MUHAMMED BAHADIR ÖZDEMİR
28/05/2018 at 13:13
kaynakçada göstermek için yeterli bilgi yok alıntı yapamıyorum o yuzden
A Safak
08/01/2019 at 09:22
1) ” aslında hakikatlerin de modernizmin iddia ettiği gibi tek olmadığını savunmaya başlamışlardır.” Hakikat tektir. Tanımı gereği böyledir, post-modern düşünce hakikat iddiasını yadsımaz. (tüm post modern filozoflar için bu geçerli değil, istisna için bkz. Derrida) Fakat herhangi bir düşüncenin hakikatin tek olmadığı iddiası metodolojik olarak hatalıdır.
2) “Demokrasi” bir ideoloji değildir. Belki Althusser’in ideoloji tanımından bunu çıkarsayabilirsiniz fakat bu da bir çok Althusser yorumcusu için zorlama olacaktır. Kaldı ki, demokrasi Antikiteden beri vardır. İdeoloji terimi daha icat edilmezden önce vardır.
3) “Sağ sol rekabeti” tabiri, siyaset bilimi açısından hiçbir anlam taşımaz. Sağ düşünce muhafazakarlık ile ilintiliyken; sol düşünce yeni olana alan açar. Fransız Devriminden sonra devrimci ve karşı devrimcilerin fikirsel ayrılıklarından doğacak bu iki grup (sağ, sol) tanımları gereği uyuşmazdır.

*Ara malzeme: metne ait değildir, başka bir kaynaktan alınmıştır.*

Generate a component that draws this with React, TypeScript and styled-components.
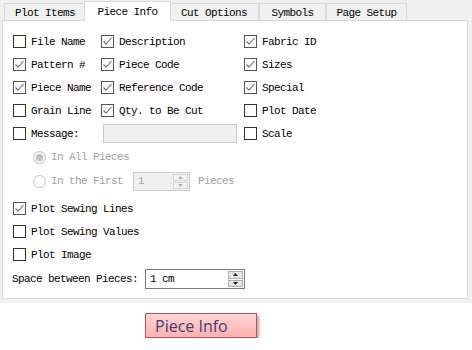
import React from 'react';
import styled, { createGlobalStyle } from 'styled-components';

const GlobalStyle = createGlobalStyle`
  body {
    margin: 0;
    background: #ffffff;
    font-family: "Liberation Mono", "DejaVu Sans Mono", monospace;
  }
`;

const Dialog = styled.div`
  width: 472px;
  height: 303px;
  background: #f0f0f0;
  padding-top: 1px;
  box-sizing: border-box;
`;

const TabStrip = styled.div`
  display: flex;
  align-items: flex-end;
  height: 20px;
  padding-left: 4px;
`;

const Tab = styled.div<{ $w: number; $active?: boolean }>`
  position: relative;
  z-index: ${(p) => (p.$active ? 2 : 1)};
  box-sizing: border-box;
  width: ${(p) => p.$w}px;
  height: ${(p) => (p.$active ? 20 : 18)}px;
  margin: ${(p) => (p.$active ? '0 -2px' : '0')};
  border: 1px solid #d9d9d9;
  border-bottom: none;
  background: ${(p) => (p.$active ? '#ffffff' : '#f0f0f0')};
  display: flex;
  align-items: center;
  justify-content: center;
  padding-top: ${(p) => (p.$active ? 0 : 1)}px;
  font-size: 11px;
  letter-spacing: -0.6px;
  color: #000;
  white-space: nowrap;
`;

const Panel = styled.div`
  position: relative;
  z-index: 1;
  margin-top: -1px;
  margin-left: 2px;
  width: 466px;
  height: 279px;
  box-sizing: border-box;
  border: 1px solid #d9d9d9;
  background: #ffffff;
  padding: 9px 0 0 10px;
  display: flex;
  flex-direction: column;
`;

const CheckGrid = styled.div`
  display: grid;
  grid-template-columns: 88px 143px 1fr;
  grid-auto-rows: 23px;
`;

const Item = styled.label<{ $dim?: boolean }>`
  display: flex;
  align-items: center;
  gap: 5px;
  font-size: 11px;
  letter-spacing: -0.6px;
  color: ${(p) => (p.$dim ? '#a0a0a0' : '#000')};
  white-space: nowrap;
`;

const Box = styled.span<{ $on?: boolean }>`
  width: 13px;
  height: 13px;
  box-sizing: border-box;
  border: 1px solid ${(p) => (p.$on ? '#555' : '#333')};
  background: #fff;
  display: flex;
  align-items: center;
  justify-content: center;
  flex-shrink: 0;
`;

const Radio = styled.span<{ $on?: boolean }>`
  width: 13px;
  height: 13px;
  box-sizing: border-box;
  border-radius: 50%;
  border: 1px solid #c4c4c4;
  background: ${(p) => (p.$on ? '#f4f4f4' : '#fff')};
  display: flex;
  align-items: center;
  justify-content: center;
  flex-shrink: 0;
  &::after {
    content: '';
    width: 7px;
    height: 7px;
    border-radius: 50%;
    background: ${(p) => (p.$on ? '#c0c0c0' : 'transparent')};
  }
`;

const Field = styled.div`
  margin-left: 2px;
  width: 134px;
  height: 19px;
  align-self: center;
  box-sizing: border-box;
  border: 1px solid #cccccc;
  background: #f0f0f0;
`;

const RadioGroup = styled.div`
  display: flex;
  flex-direction: column;
  padding-left: 20px;
  margin-bottom: 4px;
`;

const Row = styled.div<{ $h?: number }>`
  display: flex;
  align-items: center;
  height: ${(p) => p.$h ?? 23}px;
  font-size: 11px;
  letter-spacing: -0.6px;
  white-space: nowrap;
`;

const Spin = styled.div<{ $w: number; $h: number; $off?: boolean }>`
  display: flex;
  align-items: stretch;
  box-sizing: border-box;
  width: ${(p) => p.$w}px;
  height: ${(p) => p.$h}px;
  border: 1px solid ${(p) => (p.$off ? '#cccccc' : '#7a7a7a')};
  background: ${(p) => (p.$off ? '#f0f0f0' : '#ffffff')};
  color: ${(p) => (p.$off ? '#a0a0a0' : '#000')};
  font-size: 11px;
  letter-spacing: -0.6px;
`;

const SpinText = styled.span`
  flex: 1;
  display: flex;
  align-items: center;
  padding-left: 4px;
`;

const SpinButtons = styled.div`
  width: 15px;
  display: flex;
  flex-direction: column;
  padding: 1px;
  gap: 1px;
`;

const SpinBtn = styled.div<{ $off?: boolean }>`
  flex: 1;
  background: ${(p) => (p.$off ? '#f4f4f4' : '#e6e6e6')};
  border: 1px solid ${(p) => (p.$off ? '#d4d4d4' : '#adadad')};
  display: flex;
  align-items: center;
  justify-content: center;
`;

const Gap = styled.span<{ $w: number }>`
  display: inline-block;
  width: ${(p) => p.$w}px;
`;

const Caption = styled.div`
  margin: 10px 0 0 145px;
  width: 112px;
  height: 25px;
  box-sizing: border-box;
  border: 1px solid #c0504d;
  background: linear-gradient(#ffd4d4, #ffb0b0);
  box-shadow: 2px 2px 3px rgba(0, 0, 0, 0.35);
  font-family: "Open Sans", "Noto Sans", sans-serif;
  font-size: 16px;
  color: #3c3c78;
  display: flex;
  align-items: center;
  padding-left: 9px;
`;

const Tick = () => (
  <svg width="11" height="11" viewBox="0 0 11 11">
    <path d="M1.5 5.5 L4 8 L9.5 2" fill="none" stroke="#6a6a6a" strokeWidth="1.1" />
  </svg>
);

const Arrow = ({ up, off }: { up?: boolean; off?: boolean }) => (
  <svg width="5" height="3" viewBox="0 0 5 3">
    <path d={up ? 'M0 3 L2.5 0 L5 3 Z' : 'M0 0 L2.5 3 L5 0 Z'} fill={off ? '#b0b0b0' : '#202020'} />
  </svg>
);

const Check = ({ label, on, dim }: { label: string; on?: boolean; dim?: boolean }) => (
  <Item $dim={dim}>
    <Box $on={on}>{on && <Tick />}</Box>
    {label}
  </Item>
);

const Spinner = ({ value, w, h, off }: { value: string; w: number; h: number; off?: boolean }) => (
  <Spin $w={w} $h={h} $off={off}>
    <SpinText>{value}</SpinText>
    <SpinButtons>
      <SpinBtn $off={off}><Arrow up off={off} /></SpinBtn>
      <SpinBtn $off={off}><Arrow off={off} /></SpinBtn>
    </SpinButtons>
  </Spin>
);

const tabs = [
  { label: 'Plot Items', w: 82 },
  { label: 'Piece Info', w: 87, active: true },
  { label: 'Cut Options', w: 90 },
  { label: 'Symbols', w: 67 },
  { label: 'Page Setup', w: 81 },
];

const grid: Array<[string, boolean]> = [
  ['File Name', false], ['Description', true], ['Fabric ID', true],
  ['Pattern #', true], ['Piece Code', true], ['Sizes', true],
  ['Piece Name', true], ['Reference Code', true], ['Special', true],
  ['Grain Line', false], ['Qty. to Be Cut', true], ['Plot Date', false],
];

export default function App() {
  return (
    <>
      <GlobalStyle />
      <Dialog>
        <TabStrip>
          {tabs.map((t) => (
            <Tab key={t.label} $w={t.w} $active={t.active}>{t.label}</Tab>
          ))}
        </TabStrip>
        <Panel>
          <CheckGrid>
            {grid.map(([label, on]) => (
              <Check key={label} label={label} on={on} />
            ))}
            <Check label="Message:" />
            <Field />
            <Check label="Scale" />
          </CheckGrid>
          <RadioGroup>
            <Row $h={24}>
              <Item $dim>
                <Radio $on />
                In All Pieces
              </Item>
            </Row>
            <Row $h={24}>
              <Item $dim>
                <Radio />
                In the First
              </Item>
              <Gap $w={10} />
              <Spinner value="1" w={57} h={19} off />
              <Gap $w={8} />
              <Item $dim>Pieces</Item>
            </Row>
          </RadioGroup>
          <Row><Check label="Plot Sewing Lines" on /></Row>
          <Row><Check label="Plot Sewing Values" /></Row>
          <Row><Check label="Plot Image" /></Row>
          <Row $h={26}>
            <Item style={{ marginLeft: -1 }}>Space between Pieces:</Item>
            <Gap $w={7} />
            <Spinner value="1 cm" w={100} h={20} />
          </Row>
        </Panel>
      </Dialog>
      <Caption>Piece Info</Caption>
    </>
  );
}
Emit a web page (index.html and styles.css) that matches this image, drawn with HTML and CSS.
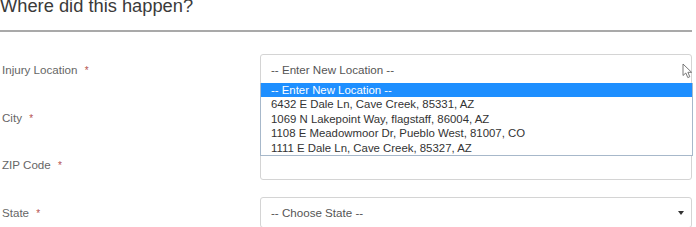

4) “Modern akıl evrenselliği, birlik ve bütünlüğü, aynı kuralların her yerde geçerli olduğu görüşünü gerektirmektedir.” Modern akıl bunların hiçbirini “gerektirmez.” Aksine modern aklın kendisi evrenseldir, bütünseldir ve tekrarlanmaları takip ederek her yerde geçerli normlar bulur, yaratır.